やっちまった日産、完成車の出荷前検査を無資格従業員が行っていたことで120万台以上をリコールへ

 日産自動車が国内の全ての工場で “出荷前の検査を行う資格を持たない従業員” が検査をしていた問題で「国交省にリコールを届け出る」と NHK が伝えています。

 車両の安全性を担保することに欠かせないチェック体制に不備があることが明らかになったのです。全ての工場で起きていたということは常態化していた可能性があり、原因究明と上層部がどこまで問題を把握していたかが問われることだと言えるでしょう。

 

 日産自動車は、完成した車の出荷前の検査で資格がない従業員に検査をさせていた問題で、2日、西川廣人社長が記者会見し、すでに販売した120万台以上について、検査に不備があったとして、今週中に国土交通省にリコールを届け出ることを発表しました。

 (中略)

 西川社長はリコールに必要な費用について、250億円を超える可能性があるという見通しを示しました。日産は今後、第三者を交えて原因の究明を進めるとともに、国土交通省に再発防止策を報告することにしています。

 

 

1:不正はどこまで組織ぐるみだったのか

 「不正」という時点で世間からの印象は芳しくないことは明確です。しかし、「なぜ不正が起きたのか」という理由によっては世間の反応が変わってくることになります。

 例えば、現場から「検査資格を持つ従業員が不足し、問題が起きている」との声は上がっていれば、経営陣など上層部の問題となります。この場合、問題に対する適切な経営判断ができなかった上層部の責任が問われることとなり、品質へのダメージは少ないと言えるでしょう。

 「資格を持った従業員を新規雇用するか、従業員に資格を取らせるための時間と予算を回して欲しい」との要求が出ていたかの確認から始める必要があります。

 もし、そうした要求すら出ていないのであれば、日産という企業そのものに問題が抱えていることになります。「要求を出しても、上が取り合ってくれることはない」との声が現場にあるのであれば、他にも世間に発覚していない “不正” が存在すると見ておく必要が生じるからです。

 

2:上層部の責任問題にまで発展することは確定的

 無資格の従業員による出荷前検査を上層部が把握していたにもかかわらず、対策を講じていなかったのであれば大きな責任問題となります。

 また、現場が「コストダウンのための手段の1つ」として今回の不正に手を染めていた場合は企業としてのガバナンスを問われることとなるでしょう。いずれにせよ、上層部は何らかの形で責任が問われることが確実と言えるのです。

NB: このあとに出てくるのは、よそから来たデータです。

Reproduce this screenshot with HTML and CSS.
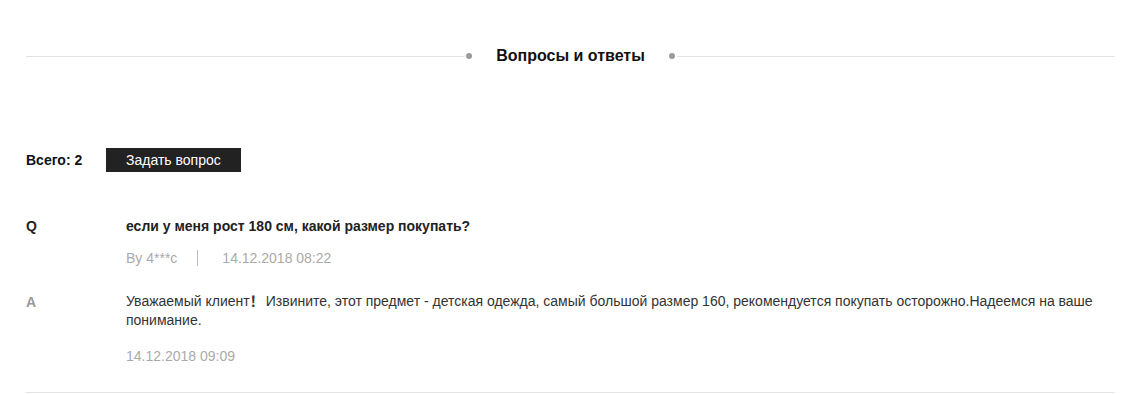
FILE: index.html
```html
<!DOCTYPE HTML>
<html>
<head>
<meta charset="utf-8">
<title>Вопросы и ответы</title>
<link rel="stylesheet" href="styles.css">
</head>
<body>
<div id="qa">
	<div class="qa-title">
		<span class="qa-line"></span>
		<span class="qa-dot"></span>
		<h2>Вопросы и ответы</h2>
		<span class="qa-dot"></span>
		<span class="qa-line"></span>
	</div>

	<div class="qa-bar">
		<span class="qa-total">Всего: 2</span>
		<button class="qa-ask">Задать вопрос</button>
	</div>

	<div class="qa-item">
		<div class="qa-row">
			<div class="qa-mark">Q</div>
			<div class="qa-body">
				<div class="qa-question">если у меня рост 180 см, какой размер покупать?</div>
				<div class="qa-meta"><span>By 4***c</span><span class="qa-sep"></span><span>14.12.2018 08:22</span></div>
			</div>
		</div>
		<div class="qa-row">
			<div class="qa-mark qa-mark-a">A</div>
			<div class="qa-body">
				<div class="qa-answer">Уважаемый клиент<b>！</b>Извините, этот предмет - детская одежда, самый большой размер 160, рекомендуется покупать осторожно.Надеемся на ваше понимание.</div>
				<div class="qa-meta qa-meta-a"><span>14.12.2018 09:09</span></div>
			</div>
		</div>
	</div>
</div>
</body>
</html>
```

FILE: styles.css
```css
body {
	margin: 0px;
	padding: 0px;
	background: #fff;
	font-family: "Liberation Sans", Arial, "Noto Sans CJK SC", sans-serif;
	color: #222;
}
#qa {
	margin: 0px 25px 0px 26px;
	padding-top: 45px;
	border-bottom: 1px solid #e3e3e3;
	padding-bottom: 26px;
}
.qa-title {
	display: flex;
	align-items: center;
}
.qa-title h2 {
	margin: 0px 22px;
	font-size: 16px;
	font-weight: bold;
	color: #111;
	line-height: 22px;
}
.qa-line {
	flex: 1;
	height: 1px;
	background: #e3e3e3;
}
.qa-dot {
	width: 6px;
	height: 6px;
	border-radius: 50%;
	background: #999;
	margin: 0px 2px;
}
.qa-bar {
	display: flex;
	align-items: center;
	margin-top: 81px;
}
.qa-total {
	font-size: 14px;
	font-weight: bold;
	color: #111;
	width: 80px;
}
.qa-ask {
	background: #222;
	color: #fff;
	border: 0;
	height: 24px;
	padding: 0px 20px;
	font-family: inherit;
	font-size: 14px;
	cursor: pointer;
}
.qa-item {
	margin-top: 44px;
}
.qa-row {
	display: flex;
	margin-bottom: 24px;
}
.qa-row:last-child {
	margin-bottom: 0px;
}
.qa-mark {
	width: 100px;
	font-size: 14px;
	font-weight: bold;
	color: #222;
	line-height: 20px;
}
.qa-mark-a {
	color: #999;
}
.qa-body {
	flex: 1;
}
.qa-question {
	font-size: 14px;
	font-weight: bold;
	color: #222;
	line-height: 20px;
}
.qa-answer {
	font-size: 14px;
	color: #333;
	line-height: 19px;
}
.qa-answer b {
	font-weight: bold;
	margin-right: 2px;
}
.qa-meta {
	display: flex;
	align-items: center;
	margin-top: 12px;
	font-size: 14px;
	color: #aaa;
	line-height: 20px;
}
.qa-meta-a {
	margin-top: 16px;
}
.qa-sep {
	width: 1px;
	height: 16px;
	background: #bbb;
	margin: 0px 24px 0px 20px;
}
```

 日産が吸収した三菱自動車は燃費不正問題で経営状況が大きく傾きました。マズい対応をすれば、さすがの日産であっても経営が傾くリスクがあると思われます。

 

3:「問題のある車両を出荷しないための検査がザルだった」という問題は大きい

 どれだけ工場の生産ラインに資金につぎ込んだとしても、一定の割合で規格を満たさない不良品は発生します。資金を投下すれば、不良品が発生する割合は下がりますが、ゼロにすることは不可能です。

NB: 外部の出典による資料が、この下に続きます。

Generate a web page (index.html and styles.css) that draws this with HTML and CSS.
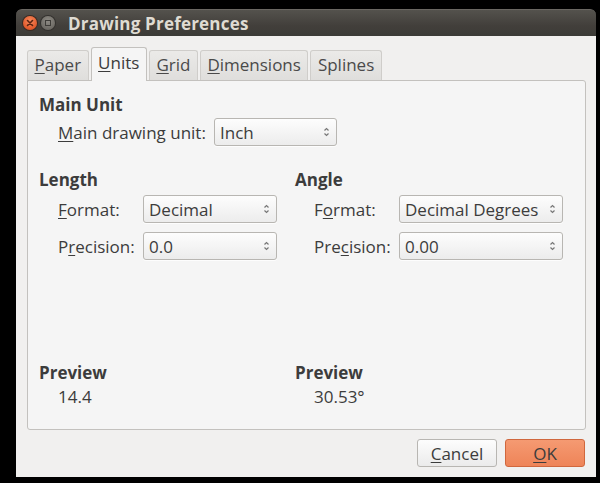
FILE: index.html
```html
<!DOCTYPE html>
<html>
<head>
<meta charset="utf-8">
<link rel="stylesheet" href="styles.css">
</head>
<body>
<div class="window">
  <div class="titlebar">
    <span class="wbtn close">
      <svg width="14" height="14" viewBox="0 0 14 14"><path d="M4.5 4.5 L9.5 9.5 M9.5 4.5 L4.5 9.5" stroke="#5a2412" stroke-width="1.6" stroke-linecap="round"/></svg>
    </span>
    <span class="wbtn min">
      <svg width="14" height="14" viewBox="0 0 14 14"><rect x="4.5" y="4.5" width="5" height="5" fill="none" stroke="#3e3c38" stroke-width="1"/></svg>
    </span>
    <span class="title">Drawing Preferences</span>
  </div>
  <div class="body">
    <div class="tabs">
      <div class="tab"><u>P</u>aper</div>
      <div class="tab active"><u>U</u>nits</div>
      <div class="tab"><u>G</u>rid</div>
      <div class="tab"><u>D</u>imensions</div>
      <div class="tab">Splines</div>
    </div>
    <div class="panel">
      <div class="heading">Main Unit</div>
      <div class="row main-row">
        <span class="label"><u>M</u>ain drawing unit:</span>
        <div class="combo w-main"><span>Inch</span><svg class="spin" width="7" height="12" viewBox="0 0 7 12"><path d="M1.5 4.5 L3.5 2.5 L5.5 4.5 M1.5 7.5 L3.5 9.5 L5.5 7.5" fill="none" stroke="#777" stroke-width="1.2"/></svg></div>
      </div>
      <div class="cols">
        <div class="col">
          <div class="heading">Length</div>
          <div class="grid g-len">
            <span class="label"><u>F</u>ormat:</span>
            <div class="combo"><span>Decimal</span><svg class="spin" width="7" height="12" viewBox="0 0 7 12"><path d="M1.5 4.5 L3.5 2.5 L5.5 4.5 M1.5 7.5 L3.5 9.5 L5.5 7.5" fill="none" stroke="#777" stroke-width="1.2"/></svg></div>
            <span class="label">P<u>r</u>ecision:</span>
            <div class="combo"><span>0.0</span><svg class="spin" width="7" height="12" viewBox="0 0 7 12"><path d="M1.5 4.5 L3.5 2.5 L5.5 4.5 M1.5 7.5 L3.5 9.5 L5.5 7.5" fill="none" stroke="#777" stroke-width="1.2"/></svg></div>
          </div>
        </div>
        <div class="col">
          <div class="heading">Angle</div>
          <div class="grid g-ang">
            <span class="label">F<u>o</u>rmat:</span>
            <div class="combo"><span>Decimal Degrees</span><svg class="spin" width="7" height="12" viewBox="0 0 7 12"><path d="M1.5 4.5 L3.5 2.5 L5.5 4.5 M1.5 7.5 L3.5 9.5 L5.5 7.5" fill="none" stroke="#777" stroke-width="1.2"/></svg></div>
            <span class="label">Pre<u>c</u>ision:</span>
            <div class="combo"><span>0.00</span><svg class="spin" width="7" height="12" viewBox="0 0 7 12"><path d="M1.5 4.5 L3.5 2.5 L5.5 4.5 M1.5 7.5 L3.5 9.5 L5.5 7.5" fill="none" stroke="#777" stroke-width="1.2"/></svg></div>
          </div>
        </div>
      </div>
      <div class="cols previews">
        <div class="col">
          <div class="heading">Preview</div>
          <div class="value">14.4</div>
        </div>
        <div class="col">
          <div class="heading">Preview</div>
          <div class="value">30.53°</div>
        </div>
      </div>
    </div>
    <div class="actions">
      <button class="btn"><u>C</u>ancel</button>
      <button class="btn ok"><u>O</u>K</button>
    </div>
  </div>
</div>
</body>
</html>
```

FILE: styles.css
```css
html, body {
  margin: 0;
  padding: 0;
  background: #000;
}
body {
  width: 600px;
  height: 483px;
  overflow: hidden;
  font-family: "Open Sans", "Noto Sans", sans-serif;
  font-size: 17px;
  color: #3c3c3c;
}
u {
  text-decoration: underline;
  text-underline-offset: 2px;
  text-decoration-thickness: 1px;
}
.window {
  margin: 9px 0 0 16px;
  width: 580px;
  height: 468px;
  display: flex;
  flex-direction: column;
}
.titlebar {
  height: 27px;
  flex: none;
  border-radius: 6px 6px 0 0;
  background: linear-gradient(#54524d, #423f3b 60%, #3c3b37);
  display: flex;
  align-items: center;
  padding-left: 7px;
  border-top: 1px solid #6a6762;
  box-sizing: border-box;
}
.wbtn {
  width: 14px;
  height: 14px;
  border-radius: 50%;
  display: flex;
  align-items: center;
  justify-content: center;
  flex: none;
}
.close {
  background: radial-gradient(circle at 50% 35%, #f7895c, #e0582a 70%, #b7431c);
  box-shadow: 0 0 0 1px #3a2a22;
}
.min {
  margin-left: 4px;
  background: radial-gradient(circle at 50% 35%, #8d8a84, #6e6b65 70%, #5e5b56);
  box-shadow: 0 0 0 1px #33312e;
}
.title {
  margin-left: 13px;
  font-weight: 700;
  font-size: 17px;
  color: #dfdbd2;
  letter-spacing: 0.2px;
}
.body {
  flex: 1;
  background: #f1f0ef;
  padding: 11px 10px 0 11px;
  display: flex;
  flex-direction: column;
}
.tabs {
  display: flex;
  align-items: flex-end;
  height: 33px;
  gap: 2px;
}
.tab {
  height: 30px;
  box-sizing: border-box;
  padding: 0 6.5px 2px;
  display: flex;
  align-items: center;
  border: 1px solid #cfcdca;
  border-bottom: none;
  border-radius: 3px 3px 0 0;
  background: linear-gradient(#ebeae8, #dfdedc);
  color: #4a4a4a;
}
.tab.active {
  height: 34px;
  padding-bottom: 4px;
  background: #f5f5f5;
  color: #3c3c3c;
  margin-bottom: -1px;
  position: relative;
  z-index: 1;
  border-color: #c3c1be;
}
.panel {
  height: 350px;
  box-sizing: border-box;
  border: 1px solid #c3c1be;
  border-radius: 0 3px 3px 3px;
  background: #f5f5f5;
  padding: 14px 0 22px 11px;
  display: flex;
  flex-direction: column;
}
.heading {
  font-weight: 700;
  line-height: 20px;
  height: 20px;
  color: #3c3c3c;
}
.label {
  color: #3c3c3c;
}
.row {
  display: flex;
  align-items: center;
}
.main-row {
  margin-top: 3px;
  padding-left: 19px;
}
.main-row .label {
  width: 156px;
}
.combo {
  height: 28px;
  box-sizing: border-box;
  border: 1px solid #b8b6b2;
  border-radius: 3px;
  background: linear-gradient(#fdfdfd, #ececec);
  display: flex;
  align-items: center;
  justify-content: space-between;
  padding: 0 6px 0 5px;
  color: #3c3c3c;
  box-shadow: 0 1px 0 rgba(255,255,255,0.8);
}
.w-main {
  width: 123px;
}
.spin {
  flex: none;
}
.cols {
  display: grid;
  grid-template-columns: 256px 1fr;
}
.cols:not(.previews) {
  margin-top: 24px;
}
.grid {
  display: grid;
  margin-top: 5px;
  padding-left: 19px;
  row-gap: 9px;
  align-items: center;
}
.g-len {
  grid-template-columns: 85px 134px;
}
.g-ang {
  grid-template-columns: 85px 164px;
}
.previews {
  margin-top: auto;
}
.value {
  margin-top: 4px;
  padding-left: 19px;
  line-height: 20px;
  color: #3c3c3c;
}
.actions {
  display: flex;
  justify-content: flex-end;
  gap: 8px;
  margin-top: 9px;
  padding-right: 1px;
}
.btn {
  width: 80px;
  height: 28px;
  font-family: inherit;
  font-size: 17px;
  color: #3c3c3c;
  border: 1px solid #b8b6b2;
  border-radius: 3px;
  background: linear-gradient(#fdfdfd, #ebebeb);
  padding: 0;
}
.btn.ok {
  background: linear-gradient(#f59a72, #ee8458);
  border-color: #d0673d;
  color: #3c3c3c;
}
```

 しかし、出荷前に不良品をチェックで除外すれば、市場に不良品が流通することは防げます。

 出荷前に検査を設けている最大の理由はそれが目的であり、商品によっては検査資格が必要となるのです。日産は「最後のチェック体制」に問題があった訳ですから、規格を満たしていない車両を流通させていた可能性があるのです。

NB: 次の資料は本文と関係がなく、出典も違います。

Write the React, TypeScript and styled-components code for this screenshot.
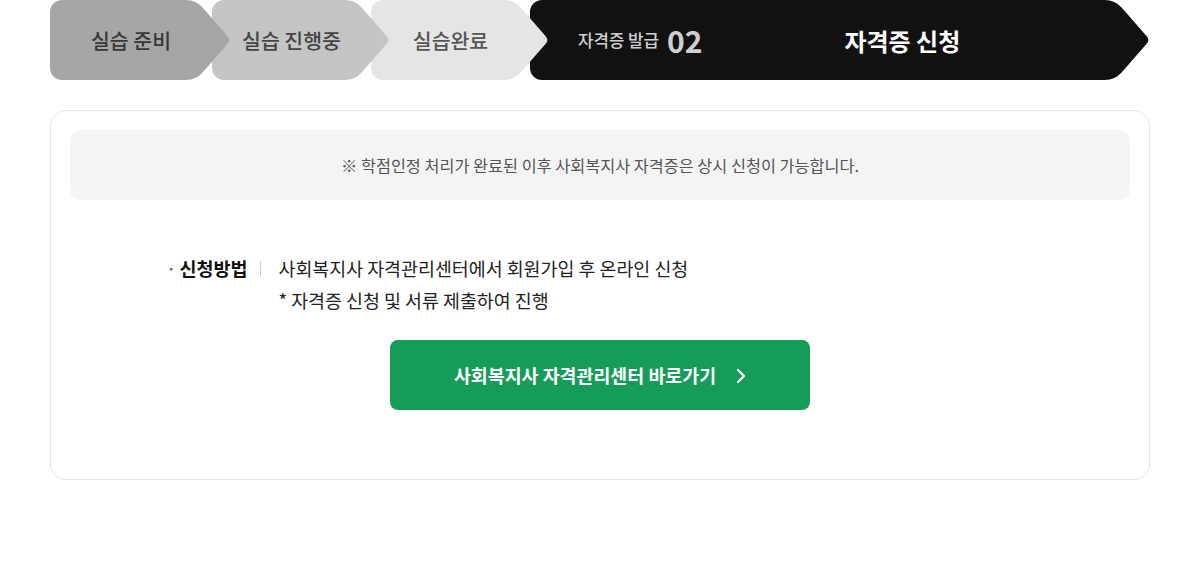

 検査資格を持つ従業員は他の従業員よりも手当などで高給を得ていたことでしょう。このコストを削減するために無資格の従業員に業務を担当させていたのであれば、会社としてそれなりのペナルティーを受けるべきです。

 

 何が今回の問題を引き起こす原因になっていたのか。第三者の調査とともに、マスコミも退職者などに取材し、問題を追跡する必要があると言えるのではないでしょうか。